La différence entre les équipements d’hiver russes et allemands joue un rôle véritablement écrasant dans l’issue de la bataille. Moscou est sauvée. L’Allemagne a cessé d’être invincible. Adolf Hitler a perdu sa bataille de Moscou pendant l’hiver 1941.
Cette différence entre les équipements d’hiver russes et allemands joue un rôle véritablement écrasant dans l’issue de la bataille. Ce n’est d’ailleurs pas seulement une question d’ordre purement physique, mais aussi psychologique : le froid annihile l’esprit d’initiative du soldat allemand, ainsi que l’écrit un médecin de la 276.
Lâché dans cette nature sauvage. le Russe se sent chez lui. Donnez-lui une hache et un couteau: en quelques heures, il aura fait des tas de choses, un traîneau, un brancard, un petit igloo (…) un poêle avec deux vieux bidons d’huile.
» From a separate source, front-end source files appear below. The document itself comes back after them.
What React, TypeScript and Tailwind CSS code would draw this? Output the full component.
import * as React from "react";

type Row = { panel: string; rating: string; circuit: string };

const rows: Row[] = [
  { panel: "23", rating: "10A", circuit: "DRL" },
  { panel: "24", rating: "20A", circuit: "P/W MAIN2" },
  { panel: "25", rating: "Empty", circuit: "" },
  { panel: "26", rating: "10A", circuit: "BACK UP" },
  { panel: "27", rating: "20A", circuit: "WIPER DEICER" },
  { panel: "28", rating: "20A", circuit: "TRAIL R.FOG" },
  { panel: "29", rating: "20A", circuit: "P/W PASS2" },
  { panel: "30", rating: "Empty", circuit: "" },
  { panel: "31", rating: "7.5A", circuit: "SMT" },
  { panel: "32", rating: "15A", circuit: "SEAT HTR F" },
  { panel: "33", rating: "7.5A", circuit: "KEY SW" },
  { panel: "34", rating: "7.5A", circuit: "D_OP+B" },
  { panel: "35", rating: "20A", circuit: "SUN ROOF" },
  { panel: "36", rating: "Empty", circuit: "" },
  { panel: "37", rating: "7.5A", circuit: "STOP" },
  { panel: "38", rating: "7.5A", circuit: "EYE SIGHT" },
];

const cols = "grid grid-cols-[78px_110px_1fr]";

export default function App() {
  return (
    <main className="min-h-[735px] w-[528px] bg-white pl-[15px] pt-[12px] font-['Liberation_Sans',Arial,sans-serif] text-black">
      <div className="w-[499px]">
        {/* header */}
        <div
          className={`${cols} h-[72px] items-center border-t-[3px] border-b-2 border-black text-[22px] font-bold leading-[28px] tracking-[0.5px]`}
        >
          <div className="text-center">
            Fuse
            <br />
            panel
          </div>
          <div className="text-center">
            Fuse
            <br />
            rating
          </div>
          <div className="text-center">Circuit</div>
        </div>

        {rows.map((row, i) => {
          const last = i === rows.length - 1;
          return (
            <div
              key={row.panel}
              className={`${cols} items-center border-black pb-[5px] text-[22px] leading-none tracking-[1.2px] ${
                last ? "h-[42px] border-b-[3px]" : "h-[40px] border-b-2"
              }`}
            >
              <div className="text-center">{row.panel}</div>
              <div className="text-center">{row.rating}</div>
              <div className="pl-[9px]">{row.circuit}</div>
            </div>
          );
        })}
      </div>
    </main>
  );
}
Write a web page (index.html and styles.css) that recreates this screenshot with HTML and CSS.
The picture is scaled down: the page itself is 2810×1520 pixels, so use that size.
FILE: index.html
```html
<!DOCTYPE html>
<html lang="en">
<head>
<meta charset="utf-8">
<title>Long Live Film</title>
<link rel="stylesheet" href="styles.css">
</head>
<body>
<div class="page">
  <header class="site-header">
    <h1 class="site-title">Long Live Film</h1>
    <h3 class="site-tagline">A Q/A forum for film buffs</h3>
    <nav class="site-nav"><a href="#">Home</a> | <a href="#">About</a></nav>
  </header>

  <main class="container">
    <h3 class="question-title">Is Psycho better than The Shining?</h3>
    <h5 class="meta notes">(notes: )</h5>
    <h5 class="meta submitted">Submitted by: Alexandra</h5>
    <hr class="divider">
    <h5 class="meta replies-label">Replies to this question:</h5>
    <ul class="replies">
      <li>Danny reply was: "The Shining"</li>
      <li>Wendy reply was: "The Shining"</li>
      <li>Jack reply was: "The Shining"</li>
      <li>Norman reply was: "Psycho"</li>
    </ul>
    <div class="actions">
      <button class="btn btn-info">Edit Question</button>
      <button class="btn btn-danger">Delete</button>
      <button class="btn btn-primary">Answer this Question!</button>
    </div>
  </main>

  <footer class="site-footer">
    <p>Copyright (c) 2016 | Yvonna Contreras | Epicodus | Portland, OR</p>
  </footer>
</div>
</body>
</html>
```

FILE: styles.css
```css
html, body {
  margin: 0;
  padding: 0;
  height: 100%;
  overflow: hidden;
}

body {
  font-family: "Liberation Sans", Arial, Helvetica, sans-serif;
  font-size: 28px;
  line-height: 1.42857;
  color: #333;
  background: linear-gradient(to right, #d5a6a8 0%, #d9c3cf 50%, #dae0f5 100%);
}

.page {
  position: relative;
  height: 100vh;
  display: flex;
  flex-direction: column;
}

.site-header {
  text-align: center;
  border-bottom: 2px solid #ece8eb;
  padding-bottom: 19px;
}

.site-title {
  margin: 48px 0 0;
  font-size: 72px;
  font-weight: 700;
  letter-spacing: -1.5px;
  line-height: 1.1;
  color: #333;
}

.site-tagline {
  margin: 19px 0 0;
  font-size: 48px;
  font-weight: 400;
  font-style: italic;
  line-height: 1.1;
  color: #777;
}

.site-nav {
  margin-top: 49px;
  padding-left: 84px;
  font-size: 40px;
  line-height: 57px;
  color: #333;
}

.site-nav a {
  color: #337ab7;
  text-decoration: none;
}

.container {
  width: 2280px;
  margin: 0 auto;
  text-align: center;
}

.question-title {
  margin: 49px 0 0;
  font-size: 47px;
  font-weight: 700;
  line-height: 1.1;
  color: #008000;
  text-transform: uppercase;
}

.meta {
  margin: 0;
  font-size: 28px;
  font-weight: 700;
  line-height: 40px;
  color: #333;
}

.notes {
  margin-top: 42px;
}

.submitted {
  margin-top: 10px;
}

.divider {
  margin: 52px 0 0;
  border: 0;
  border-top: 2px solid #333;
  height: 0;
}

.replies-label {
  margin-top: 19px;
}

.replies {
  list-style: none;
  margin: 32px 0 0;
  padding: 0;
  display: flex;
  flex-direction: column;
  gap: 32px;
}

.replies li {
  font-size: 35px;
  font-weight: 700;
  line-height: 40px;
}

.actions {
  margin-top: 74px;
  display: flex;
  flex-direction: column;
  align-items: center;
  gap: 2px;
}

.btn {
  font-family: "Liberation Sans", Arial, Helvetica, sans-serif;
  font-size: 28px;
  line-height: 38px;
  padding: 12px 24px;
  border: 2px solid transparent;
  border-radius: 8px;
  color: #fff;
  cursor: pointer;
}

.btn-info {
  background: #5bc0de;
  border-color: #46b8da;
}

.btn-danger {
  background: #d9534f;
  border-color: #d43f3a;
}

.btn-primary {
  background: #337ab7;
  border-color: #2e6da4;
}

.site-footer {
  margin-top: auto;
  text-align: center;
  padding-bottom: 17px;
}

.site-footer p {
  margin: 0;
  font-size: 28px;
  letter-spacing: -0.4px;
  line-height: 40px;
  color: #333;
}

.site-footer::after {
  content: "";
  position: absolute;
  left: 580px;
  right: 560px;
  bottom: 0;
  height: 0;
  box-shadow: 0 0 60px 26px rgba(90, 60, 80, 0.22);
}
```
Nos hommes restaient lamentablement inertes, debout, à se chauffer autour d’un récipient dans lequel ils faisaient brûler de l’essence, pourtant bien précieuse. La nuit, ils se tassaient tous dans les rares isbas qui tenaient encore debout. Plusieurs fois nous trouvâmes des sentinelles qui s’étaient endormies et qui étaient littéralement mortes de froid.
C’était aussi la nuit que se manifestait le plus souvent l’artillerie russe : elle tirait sur les villages et provoquait de lourdes pertes; les hommes préféraient pourtant ne pas se disperser, de peur d’être ramassés par des cavaliers, réguliers ou partisans.
Au sud du front d’attaque, Guderian a encore essayé de faire tomber le pilier de Toula. Le 4 décembre, son 43° corps l’encercle totalement et sa chute ne peut plus être qu’une question d’heures. Mais Guderian sent imminente la contre-offensive russe. De gros rassemblements sont signalés sur l’Oka et des débarquements sont en cours sur la ligne de Riazan. Si ces masses tombent sur la II° armée blindée distendue et épuisée, elles peuvent la disloquer et la détruire.
Le soleil du dimanche 6 décembre, 168° jour de la campagne de Russie, se lève dans un ciel miraculeusement débarrassé de sa chape de plomb. Toute la plaine est du cristal. Les grandes forêts de bouleaux et de sapins étincellent sous leurs capuchons de givre. Mais jamais il n’a fait aussi froid.
A Yasnaia Poliania, le thermomètre accroché à l’extérieur de la maison de Tolstoï est tombé à —50°C. Guderian n’hésite plus. Il appelle au téléphone von Bock et lui annonce qu’il donne à son armée l’ordre d’évacuer le saillant de Toula.
Suspendu entre une bataille perdue et un Führer terrifiant, Bock essaie d’atermoyer. Il demande à Guderian de se rendre au front pour juger sur place avant de prendre une décision aussi grave.
— Vous me croyez à Orel répond Guderian ; je suis à Yasnaia Poliania et l’on se bat à côté de mon P.C…
Au même moment, comme si une télépathie existait entre les conducteurs de blindés, Hoeppner suspend également son offensive, décide de ramener son groupement sur l’Istra. Aux portes de la capitale ennemie, les Allemands font demi-tour ! Retraite coûteuse. Des centaines de chars et de camions sont immobilisés faute d’essence ou cloués au sol par le gel : il faut les faire sauter.
Dans les unités hippomobiles, on manque d’attelages et il est indispensable de sacrifier une partie du matériel pour sauver l’autre. Du 6 au 12 décembre, les Russes prendront 386 chars, 704 tracteurs, 305 canons, etc.
Le temps clair ne dure pas, le ciel se recouvre, le vent se relève, les soldats allemands s’en vont par petits groupes, l’arme à la bretelle, au milieu de l’espèce de crépuscule dont la poussière de neige emplit les heures du jour. Le terrible précédent qui n’a cessé de hanter les esprits depuis le début de la campagne s’impose avec une force hallucinante. La deuxième retraite de Russie est commencée.
Moscou est sauvée. L’Allemagne a cessé d’être invincible. Adolf Hitler a perdu sa bataille de Moscou, sa guerre de Russie, sa guerre tout court.